Un hélicoptère militaire a été touché par les insurgés "mais il a pu rentrer à la base sans qu’il y ait de victimes", a déclaré samedi une source militaire sous couvert d’anonymat. Des habitants de Marte, un des districts contrôlés par Boko Haram, dans le nord de l’Etat de Borno, ont fui samedi en direction de la frontière camerounaise, effrayés par les bruits d’explosions.
"C’était effrayant ces trois derniers jours, les avions et les hélicoptères de combat n’ont pas cessé de sillonner le ciel et on entendait d’énormes explosions au loin", a rapporté Buba Yawuri, un habitant du village de Kwalaram, à Marte, qui a trouvé refuge dans la ville frontalière nigériane de Gomboru Ngala. "On nous a demandé de ne pas sortir, les combattants de Boko Haram étaient poursuivis par les soldats, nous n’avions ni eau, ni nourriture, je ne pouvais plus tenir", a-t-il raconté.
M. Yawuri a dû prendre la fuite en cachette, parce que "les soldats n’ont autorisé que les femmes et les enfants à partir". "On n’arrête pas d’accueillir des gens qui fuient les villages autour de Marte", a rapporté Shafi’u Breima, un habitant de Gomboru Ngala, où l’ambiance reste "tendue" également.
Le réseau de téléphonie mobile ne fonctionne pratiquement plus dans tout l’Etat de Borno, épicentre de l’insurrection islamiste, depuis l’instauration de l’état d’urgence. Les habitants de Gomboru Ngala peuvent cependant être joints de façon aléatoire via des lignes camerounaises.

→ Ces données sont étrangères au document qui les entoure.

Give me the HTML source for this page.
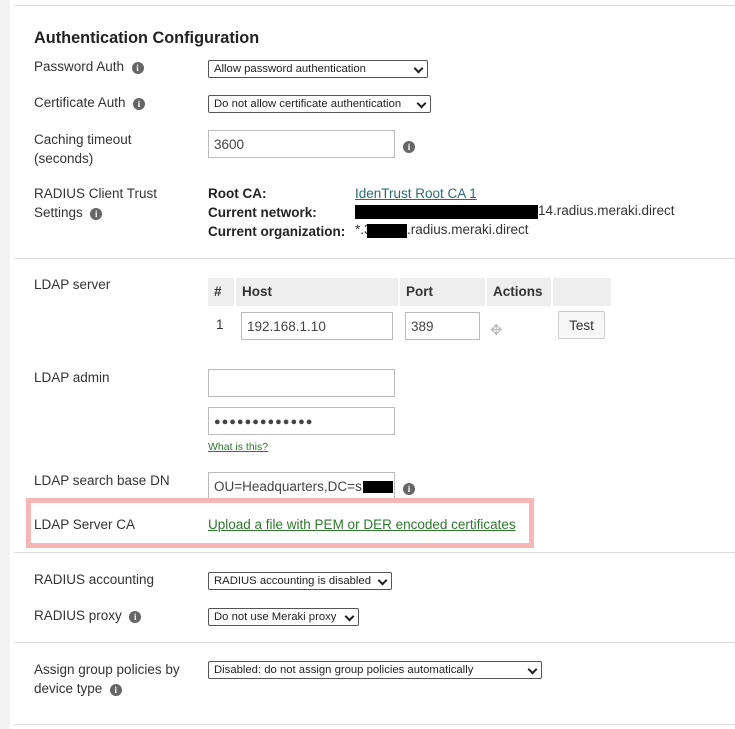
<!DOCTYPE html>
<html><head><meta charset="utf-8"><style>
body{margin:0;width:735px;height:729px;background:#fff;font-family:"Liberation Sans",Arial,sans-serif;font-size:13.5px;color:#333;position:relative;overflow:hidden}
.a{position:absolute;white-space:nowrap}
.strip{position:absolute;left:0;top:0;width:10px;height:729px;background:#f3f3f3}
.hr{position:absolute;left:14px;right:0;height:1px;background:#ddd}
.sel{position:absolute;height:16px;border:1px solid #555;border-radius:2px;font-size:11.3px;line-height:16px;padding-left:5px;box-sizing:content-box;color:#222}
.sel:after{content:"";position:absolute;right:5px;top:4px;width:5px;height:5px;border-right:2px solid #222;border-bottom:2px solid #222;transform:rotate(45deg)}
.in{position:absolute;border:1px solid #bbb;height:26px;line-height:26px;padding-left:5px;font-size:13.5px;color:#444;box-sizing:border-box}
.i{display:inline-block;width:12px;height:12px;border-radius:50%;background:#666;color:#fff;font-size:9px;line-height:12px;text-align:center;font-weight:bold;font-family:"Liberation Serif",serif;vertical-align:0px}
.th{position:absolute;top:278px;height:28px;background:#eee;font-weight:bold;line-height:28px;padding-left:6px;box-sizing:border-box}
.lnk{color:#2d7a2d;text-decoration:underline}
.blk{position:absolute;background:#000}
</style></head><body>
<div class="strip"></div>
<div class="hr" style="top:5px"></div>
<div class="a" style="left:34px;top:29px;font-size:16.3px;font-weight:bold;color:#222">Authentication Configuration</div>
<div class="a" style="left:34px;top:59px">Password Auth &nbsp;<span class="i">i</span></div>
<div class="sel" style="left:208px;top:60px;width:213px">Allow password authentication</div>
<div class="a" style="left:34px;top:95px">Certificate Auth &nbsp;<span class="i">i</span></div>
<div class="sel" style="left:208px;top:95px;width:216px">Do not allow certificate authentication</div>
<div class="a" style="left:34px;top:130px;line-height:19px">Caching timeout<br>(seconds)</div>
<div class="in" style="left:208px;top:130px;width:187px;height:28px;line-height:28px">3600</div>
<div class="a" style="left:403px;top:138px"><span class="i">i</span></div>
<div class="a" style="left:34px;top:184px;line-height:19px">RADIUS Client Trust<br>Settings &nbsp;<span class="i">i</span></div>
<div class="a" style="left:208px;top:184px;line-height:19px;font-weight:bold;color:#222">Root CA:<br>Current network:<br>Current organization:</div>
<div class="a" style="left:355px;top:184px;line-height:19px"><span class="lnk" style="color:#2a6e6e">IdenTrust Root CA 1</span></div>
<div class="blk" style="left:355px;top:205px;width:183px;height:14px"></div>
<div class="a" style="left:538px;top:203px">14.radius.meraki.direct</div>
<div class="a" style="left:355px;top:222px">*.3</div>
<div class="blk" style="left:367px;top:224px;width:40px;height:14px"></div>
<div class="a" style="left:407px;top:222px">.radius.meraki.direct</div>
<div class="hr" style="top:258px"></div>
<div class="a" style="left:34px;top:277px">LDAP server</div>
<div class="th" style="left:208px;width:26px">#</div>
<div class="th" style="left:236px;width:162px">Host</div>
<div class="th" style="left:400px;width:85px">Port</div>
<div class="th" style="left:487px;width:64px">Actions</div>
<div class="th" style="left:553px;width:58px"></div>
<div class="a" style="left:216px;top:317px">1</div>
<div class="in" style="left:241px;top:312px;width:152px;height:28px;line-height:28px">192.168.1.10</div>
<div class="in" style="left:405px;top:312px;width:75px;height:28px;line-height:28px">389</div>
<div class="a" style="left:490px;top:321px;color:#bbb;font-size:15px">✥</div>
<div style="position:absolute;left:558px;top:311px;width:47px;height:28px;border:1px solid #ccc;border-radius:2px;background:#f7f7f7;text-align:center;line-height:28px;box-sizing:border-box">Test</div>
<div class="a" style="left:34px;top:370px">LDAP admin</div>
<div class="in" style="left:208px;top:369px;width:187px;height:28px"></div>
<div class="in" style="left:208px;top:407px;width:187px;height:28px;line-height:28px;letter-spacing:1px;font-size:11px">●●●●●●●●●●●●●</div>
<div class="a lnk" style="left:208px;top:441px;font-size:10.5px">What is this?</div>
<div class="a" style="left:34px;top:473px">LDAP search base DN</div>
<div class="in" style="left:208px;top:472px;width:187px;height:28px;line-height:28px;overflow:hidden">OU=Headquarters,DC=s</div>
<div class="blk" style="left:363px;top:481px;width:30px;height:12px"></div>
<div class="a" style="left:403px;top:480px"><span class="i">i</span></div>
<div style="position:absolute;left:26px;top:498px;width:508px;height:50px;border:5px solid #f8b6b6;box-sizing:border-box"></div>
<div class="a" style="left:34px;top:517px">LDAP Server CA</div>
<div class="a lnk" style="left:208px;top:517px">Upload a file with PEM or DER encoded certificates</div>
<div class="hr" style="top:552px"></div>
<div class="a" style="left:34px;top:572px">RADIUS accounting</div>
<div class="sel" style="left:208px;top:572px;width:177px">RADIUS accounting is disabled</div>
<div class="a" style="left:34px;top:608px">RADIUS proxy &nbsp;<span class="i">i</span></div>
<div class="sel" style="left:208px;top:608px;width:144px">Do not use Meraki proxy</div>
<div class="hr" style="top:642px"></div>
<div class="a" style="left:34px;top:660px;line-height:19px">Assign group policies by<br>device type &nbsp;<span class="i">i</span></div>
<div class="sel" style="left:208px;top:661px;width:327px">Disabled: do not assign group policies automatically</div>
<div class="hr" style="top:724px"></div>
</body></html>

Cette région a des frontières extrêmement poreuses, et les groupes criminels ainsi que les armes y circulent librement depuis des années. Les postes frontières jusqu’ici inoccupés "ont tous été pris en charge par des agents de la sécurité pour éviter la fuite ou l’infiltration d’insurgés", a déclaré l’armée dans un communiqué.
Dans un communiqué vendredi, le secrétaire d’Etat américain John Kerry s’est dit "profondément préoccupé par les combats dans le nord-est du Nigeria".

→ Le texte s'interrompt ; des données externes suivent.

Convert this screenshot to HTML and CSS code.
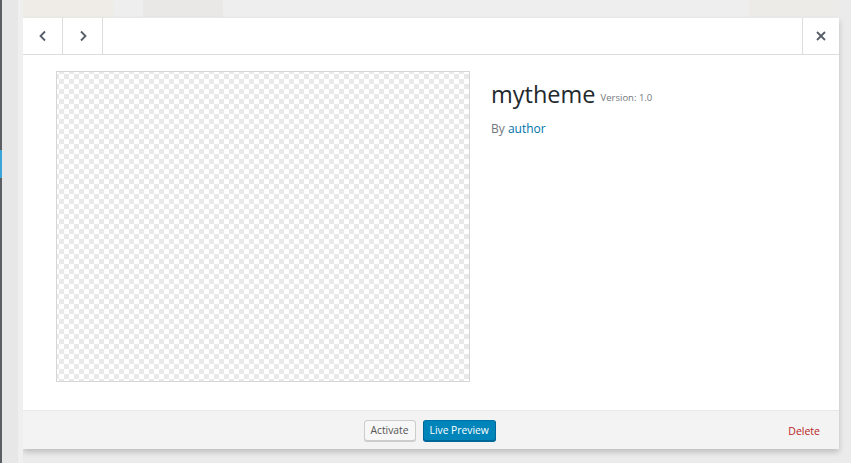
FILE: index.html
```html
<!DOCTYPE html>
<html>
<head>
<meta charset="utf-8">
<link rel="stylesheet" href="styles.css">
</head>
<body>
<div class="backdrop">
  <div class="edge"><span class="edge-blue"></span></div>
  <div class="stage">
    <div class="topstrip">
      <span class="ghost g1"></span>
      <span class="ghost g2"></span>
      <span class="ghost g3"></span>
    </div>
    <div class="modal">
      <div class="header">
        <button class="navbtn">
          <svg width="12" height="12" viewBox="0 0 12 12"><path d="M8 1.5 L3.5 6 L8 10.5" fill="none" stroke="#555d66" stroke-width="1.8"/></svg>
        </button>
        <button class="navbtn">
          <svg width="12" height="12" viewBox="0 0 12 12"><path d="M4 1.5 L8.5 6 L4 10.5" fill="none" stroke="#555d66" stroke-width="1.8"/></svg>
        </button>
        <div class="spacer"></div>
        <button class="closebtn">
          <svg width="12" height="12" viewBox="0 0 12 12"><path d="M2 2 L10 10 M10 2 L2 10" fill="none" stroke="#555d66" stroke-width="1.8"/></svg>
        </button>
      </div>
      <div class="body">
        <div class="shot"></div>
        <div class="info">
          <h2 class="name">mytheme <span class="version">Version: 1.0</span></h2>
          <p class="author">By <a href="#">author</a></p>
        </div>
      </div>
      <div class="footer">
        <div class="actions">
          <button class="btn">Activate</button>
          <button class="btn primary">Live Preview</button>
        </div>
        <a class="delete" href="#">Delete</a>
      </div>
    </div>
  </div>
</div>
</body>
</html>
```
FILE: styles.css
```css
* { box-sizing: border-box; }
html, body { margin: 0; padding: 0; }
body {
  width: 851px;
  height: 463px;
  overflow: hidden;
  background: #ececec;
  font-family: "Open Sans", "DejaVu Sans", sans-serif;
}
.backdrop {
  display: flex;
  height: 463px;
}
.edge {
  width: 23px;
  flex: none;
  border-left: 2px solid #5b5f63;
  background: linear-gradient(to right, #e7e7e7 0 16px, #efefef 16px);
  position: relative;
}
.edge-blue {
  position: absolute;
  left: -2px;
  top: 150px;
  width: 2px;
  height: 28px;
  background: #3aa5d8;
}
.stage {
  flex: 1;
  display: flex;
  flex-direction: column;
  padding-right: 12px;
  background: #ebebeb;
}
.topstrip {
  height: 18px;
  flex: none;
  display: flex;
  background: #eeeeee;
}
.ghost { display: block; height: 17px; }
.g1 { width: 90px; background: #efece8; }
.g2 { width: 80px; margin-left: 30px; background: #e9e8e7; }
.g3 { width: 90px; margin-left: auto; background: #ecebe8; }
.modal {
  width: 816px;
  height: 431px;
  background: #fff;
  display: flex;
  flex-direction: column;
  box-shadow: 0 3px 6px rgba(0,0,0,0.2);
}
.header {
  height: 37px;
  flex: none;
  display: flex;
  border-bottom: 1px solid #dddddd;
}
.header button {
  border: 0;
  background: #fff;
  padding: 0;
  display: flex;
  align-items: center;
  justify-content: center;
}
.navbtn {
  width: 40px;
  border-right: 1px solid #dddddd !important;
}
.spacer { flex: 1; }
.closebtn {
  width: 37px;
  border-left: 1px solid #dddddd !important;
}
.body {
  flex: 1;
  display: flex;
  padding: 16px 0 0 33px;
  gap: 21px;
}
.shot {
  width: 414px;
  height: 311px;
  flex: none;
  border: 1px solid #d6d6d6;
  background-color: #fff;
  background-image: conic-gradient(#e9e9e9 25%, #fff 0 50%, #e9e9e9 0 75%, #fff 0);
  background-size: 10px 10px;
  background-position: 2px 2px;
}
.info { padding-top: 8px; }
.name {
  margin: 0;
  font-weight: 400;
  font-size: 23.5px;
  line-height: 30px;
  color: #23282d;
}
.version {
  font-size: 9.5px;
  color: #72777c;
  margin-left: -1px;
  vertical-align: 2px;
}
.author {
  margin: 7px 0 0;
  font-size: 12px;
  color: #72777c;
}
.author a { color: #0073aa; text-decoration: none; }
.footer {
  height: 39px;
  flex: none;
  background: #f3f3f3;
  border-top: 1px solid #e8e8e8;
  display: flex;
  align-items: center;
  padding-right: 19px;
}
.actions {
  flex: 1;
  display: flex;
  justify-content: center;
  gap: 7px;
  margin-right: -48px;
}
.btn {
  height: 21px;
  padding: 0 6px;
  font-family: inherit;
  font-size: 10.3px;
  color: #555;
  background: #f7f7f7;
  border: 1px solid #cccccc;
  border-radius: 3px;
  box-shadow: 0 1px 0 #cccccc;
}
.btn.primary {
  background: #0085ba;
  border-color: #0073aa #006799 #006799;
  color: #fff;
  box-shadow: 0 1px 0 #006799;
}
.delete {
  font-size: 10.5px;
  color: #b82525;
  text-decoration: none;
  margin-top: 1px;
}
```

Tout en condamnant "dans les termes les plus forts la campagne de terreur de Boko Haram", les Etats-Unis sont également "profondément inquiets face à des allégations jugées crédibles selon lesquelles les forces de sécurité nigérianes violent les droits de l’homme".
L’armée nigériane a été accusée de violations des droits de l’homme pendant les campagnes de répression menées contre Boko Haram, à tel point qu’elle pourrait être condamnée pour crimes contre l’humanité, selon Human Rights Watch (HRW). Certains craignent que, malgré son ampleur, l’opération en cours échoue à enrayer l’insurrection islamiste.

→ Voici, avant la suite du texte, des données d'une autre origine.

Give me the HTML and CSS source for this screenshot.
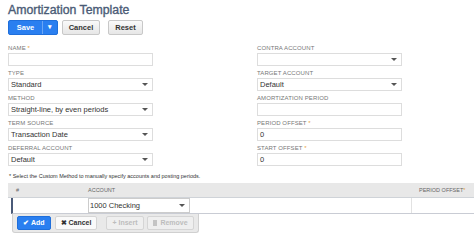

"Je ne crois pas qu’on puisse venir à bout de Boko Haram avec un coup de force", estime Marc-Antoine Pérouse de Montclos, spécialiste du Nigeria à l’Institut de recherche pour le développement (IRD) à Paris. L’offensive militaire de 2009 à Maiduguri avait empiré les choses en transformant la secte en organisation terroriste, selon M. de Montclos. "Il y a donc de quoi être sceptique".
"Cette opération peut être un tournant majeur s’il y a des négociations derrière" mais, pense-t-il, il n’y a pas de réelle volonté de l’État de négocier avec ses "fantômes", tels que le président Goodluck Jonathan a qualifié les insurgés islamistes lors de sa visite à Maiduguri récemment.
L’insurrection de Boko Haram et sa répression par les forces de l’ordre nigérianes ont fait environ 3.600 morts depuis 2009 selon HRW.